start

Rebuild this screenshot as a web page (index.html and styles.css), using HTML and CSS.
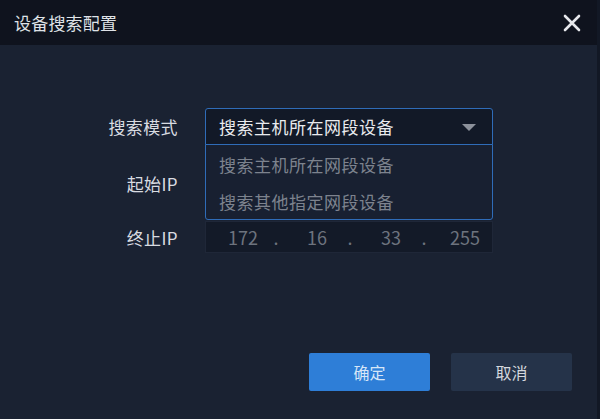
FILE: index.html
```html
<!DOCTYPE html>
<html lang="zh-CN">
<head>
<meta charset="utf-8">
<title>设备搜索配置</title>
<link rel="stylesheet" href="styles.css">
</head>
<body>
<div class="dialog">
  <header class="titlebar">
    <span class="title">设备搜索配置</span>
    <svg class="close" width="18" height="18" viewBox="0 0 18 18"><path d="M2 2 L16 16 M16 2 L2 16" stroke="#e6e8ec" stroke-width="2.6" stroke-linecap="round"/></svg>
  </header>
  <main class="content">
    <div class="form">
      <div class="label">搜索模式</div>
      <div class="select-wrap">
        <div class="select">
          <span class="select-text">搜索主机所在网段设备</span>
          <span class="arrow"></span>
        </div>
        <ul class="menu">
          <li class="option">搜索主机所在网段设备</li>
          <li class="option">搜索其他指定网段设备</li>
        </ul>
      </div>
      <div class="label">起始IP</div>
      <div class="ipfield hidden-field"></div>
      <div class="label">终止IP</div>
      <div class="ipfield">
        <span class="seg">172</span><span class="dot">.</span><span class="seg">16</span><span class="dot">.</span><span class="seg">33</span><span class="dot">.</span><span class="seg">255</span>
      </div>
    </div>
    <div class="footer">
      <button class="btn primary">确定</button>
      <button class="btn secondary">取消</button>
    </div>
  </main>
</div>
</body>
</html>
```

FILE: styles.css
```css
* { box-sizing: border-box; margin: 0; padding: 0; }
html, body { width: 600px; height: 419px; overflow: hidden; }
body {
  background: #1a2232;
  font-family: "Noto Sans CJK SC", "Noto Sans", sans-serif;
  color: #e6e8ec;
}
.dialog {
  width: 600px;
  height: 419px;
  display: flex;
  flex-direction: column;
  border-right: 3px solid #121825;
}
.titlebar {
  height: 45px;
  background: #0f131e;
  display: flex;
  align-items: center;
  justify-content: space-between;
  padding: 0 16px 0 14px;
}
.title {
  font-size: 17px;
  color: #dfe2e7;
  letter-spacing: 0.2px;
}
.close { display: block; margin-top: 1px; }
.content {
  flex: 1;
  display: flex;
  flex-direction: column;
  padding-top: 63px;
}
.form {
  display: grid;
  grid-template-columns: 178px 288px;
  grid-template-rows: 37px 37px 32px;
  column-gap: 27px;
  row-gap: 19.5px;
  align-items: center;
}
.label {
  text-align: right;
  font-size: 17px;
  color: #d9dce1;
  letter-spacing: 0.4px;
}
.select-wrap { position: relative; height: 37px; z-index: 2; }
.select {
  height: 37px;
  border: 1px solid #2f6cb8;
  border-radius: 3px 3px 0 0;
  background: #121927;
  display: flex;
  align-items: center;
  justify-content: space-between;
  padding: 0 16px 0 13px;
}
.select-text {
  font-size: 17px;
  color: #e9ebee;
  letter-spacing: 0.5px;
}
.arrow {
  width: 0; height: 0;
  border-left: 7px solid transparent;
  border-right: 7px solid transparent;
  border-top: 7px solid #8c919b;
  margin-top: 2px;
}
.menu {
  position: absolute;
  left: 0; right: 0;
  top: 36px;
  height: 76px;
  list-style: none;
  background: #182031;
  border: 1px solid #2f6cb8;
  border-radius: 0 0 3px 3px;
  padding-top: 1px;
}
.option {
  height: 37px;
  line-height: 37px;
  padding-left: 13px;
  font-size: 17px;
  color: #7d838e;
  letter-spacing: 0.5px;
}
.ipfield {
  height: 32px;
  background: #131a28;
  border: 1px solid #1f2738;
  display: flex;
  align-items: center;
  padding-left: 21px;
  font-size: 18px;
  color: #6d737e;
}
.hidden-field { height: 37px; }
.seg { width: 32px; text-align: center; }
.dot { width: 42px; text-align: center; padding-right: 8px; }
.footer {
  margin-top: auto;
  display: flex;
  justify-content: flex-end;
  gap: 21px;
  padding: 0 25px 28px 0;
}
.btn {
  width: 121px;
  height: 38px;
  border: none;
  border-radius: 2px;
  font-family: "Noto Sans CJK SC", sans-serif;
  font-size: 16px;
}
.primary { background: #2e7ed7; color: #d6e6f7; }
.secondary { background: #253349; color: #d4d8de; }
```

end
start

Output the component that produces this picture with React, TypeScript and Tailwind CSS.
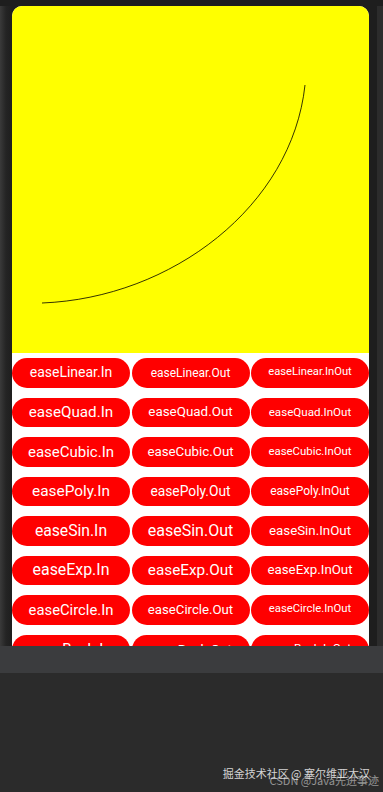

end
start

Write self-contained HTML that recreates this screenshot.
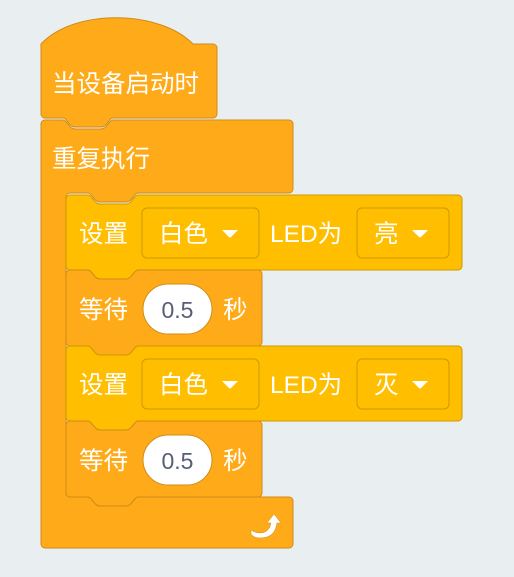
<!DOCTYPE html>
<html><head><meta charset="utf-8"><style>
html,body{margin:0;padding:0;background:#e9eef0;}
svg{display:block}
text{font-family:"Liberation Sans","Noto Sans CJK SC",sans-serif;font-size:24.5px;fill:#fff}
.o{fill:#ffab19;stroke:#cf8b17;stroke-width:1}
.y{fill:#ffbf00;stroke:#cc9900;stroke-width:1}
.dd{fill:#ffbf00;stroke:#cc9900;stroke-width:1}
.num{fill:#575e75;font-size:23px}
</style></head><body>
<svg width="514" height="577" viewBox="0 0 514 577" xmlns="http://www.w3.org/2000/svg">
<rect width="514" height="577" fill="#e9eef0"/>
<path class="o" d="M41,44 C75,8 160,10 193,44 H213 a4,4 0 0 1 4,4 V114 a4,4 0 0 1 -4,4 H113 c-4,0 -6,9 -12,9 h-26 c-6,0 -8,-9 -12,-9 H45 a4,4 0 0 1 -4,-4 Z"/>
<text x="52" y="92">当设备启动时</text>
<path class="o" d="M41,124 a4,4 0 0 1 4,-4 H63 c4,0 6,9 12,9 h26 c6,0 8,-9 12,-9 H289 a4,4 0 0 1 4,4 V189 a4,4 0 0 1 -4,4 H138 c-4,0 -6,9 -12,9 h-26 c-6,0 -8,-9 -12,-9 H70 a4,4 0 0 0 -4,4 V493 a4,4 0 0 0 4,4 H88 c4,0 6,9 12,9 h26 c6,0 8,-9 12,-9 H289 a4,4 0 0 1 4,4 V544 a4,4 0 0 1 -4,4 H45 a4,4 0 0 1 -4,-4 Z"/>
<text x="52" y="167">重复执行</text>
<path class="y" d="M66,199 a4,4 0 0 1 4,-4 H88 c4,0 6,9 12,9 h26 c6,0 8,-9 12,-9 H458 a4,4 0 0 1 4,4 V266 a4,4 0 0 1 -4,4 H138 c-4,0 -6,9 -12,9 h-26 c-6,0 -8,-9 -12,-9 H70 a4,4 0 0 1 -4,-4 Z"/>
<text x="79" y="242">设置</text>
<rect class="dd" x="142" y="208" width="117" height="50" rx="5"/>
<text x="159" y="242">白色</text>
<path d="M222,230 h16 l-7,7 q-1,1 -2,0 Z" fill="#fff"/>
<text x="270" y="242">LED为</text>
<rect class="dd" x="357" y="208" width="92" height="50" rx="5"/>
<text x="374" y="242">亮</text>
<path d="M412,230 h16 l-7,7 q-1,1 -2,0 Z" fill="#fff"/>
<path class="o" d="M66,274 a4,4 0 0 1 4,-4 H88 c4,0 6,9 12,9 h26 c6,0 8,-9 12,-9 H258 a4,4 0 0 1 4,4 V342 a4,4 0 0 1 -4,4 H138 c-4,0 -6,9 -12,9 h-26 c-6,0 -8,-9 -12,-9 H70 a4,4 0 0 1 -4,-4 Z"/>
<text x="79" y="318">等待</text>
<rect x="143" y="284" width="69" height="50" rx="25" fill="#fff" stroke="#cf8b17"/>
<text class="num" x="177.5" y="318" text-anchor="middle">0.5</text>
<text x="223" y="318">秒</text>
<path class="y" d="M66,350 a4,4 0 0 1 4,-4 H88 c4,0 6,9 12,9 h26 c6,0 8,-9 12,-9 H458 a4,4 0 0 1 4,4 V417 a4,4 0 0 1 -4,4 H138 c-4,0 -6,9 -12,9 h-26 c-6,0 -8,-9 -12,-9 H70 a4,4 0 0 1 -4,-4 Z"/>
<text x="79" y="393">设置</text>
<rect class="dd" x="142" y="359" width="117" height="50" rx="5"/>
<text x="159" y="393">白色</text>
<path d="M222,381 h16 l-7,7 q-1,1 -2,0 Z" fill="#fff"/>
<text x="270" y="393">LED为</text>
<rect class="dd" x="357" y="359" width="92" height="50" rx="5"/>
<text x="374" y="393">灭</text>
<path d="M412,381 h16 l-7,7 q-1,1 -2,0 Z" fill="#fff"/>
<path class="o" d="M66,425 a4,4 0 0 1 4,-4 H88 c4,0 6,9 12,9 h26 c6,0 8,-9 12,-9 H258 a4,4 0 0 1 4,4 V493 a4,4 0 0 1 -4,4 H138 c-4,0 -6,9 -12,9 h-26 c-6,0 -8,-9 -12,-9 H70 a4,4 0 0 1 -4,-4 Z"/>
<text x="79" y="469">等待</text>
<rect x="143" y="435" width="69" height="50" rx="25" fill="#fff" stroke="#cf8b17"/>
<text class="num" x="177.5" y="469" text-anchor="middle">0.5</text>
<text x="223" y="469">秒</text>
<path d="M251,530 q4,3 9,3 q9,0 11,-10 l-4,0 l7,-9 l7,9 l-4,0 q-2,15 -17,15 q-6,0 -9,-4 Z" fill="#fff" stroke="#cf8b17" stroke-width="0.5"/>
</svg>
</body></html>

end

Short problem –
Gather from the records above every line containing the string "index".

Final result –
Rebuild this screenshot as a web page (index.html and styles.css), using HTML and CSS.
FILE: index.html
.select-wrap { position: relative; height: 37px; z-index: 2; }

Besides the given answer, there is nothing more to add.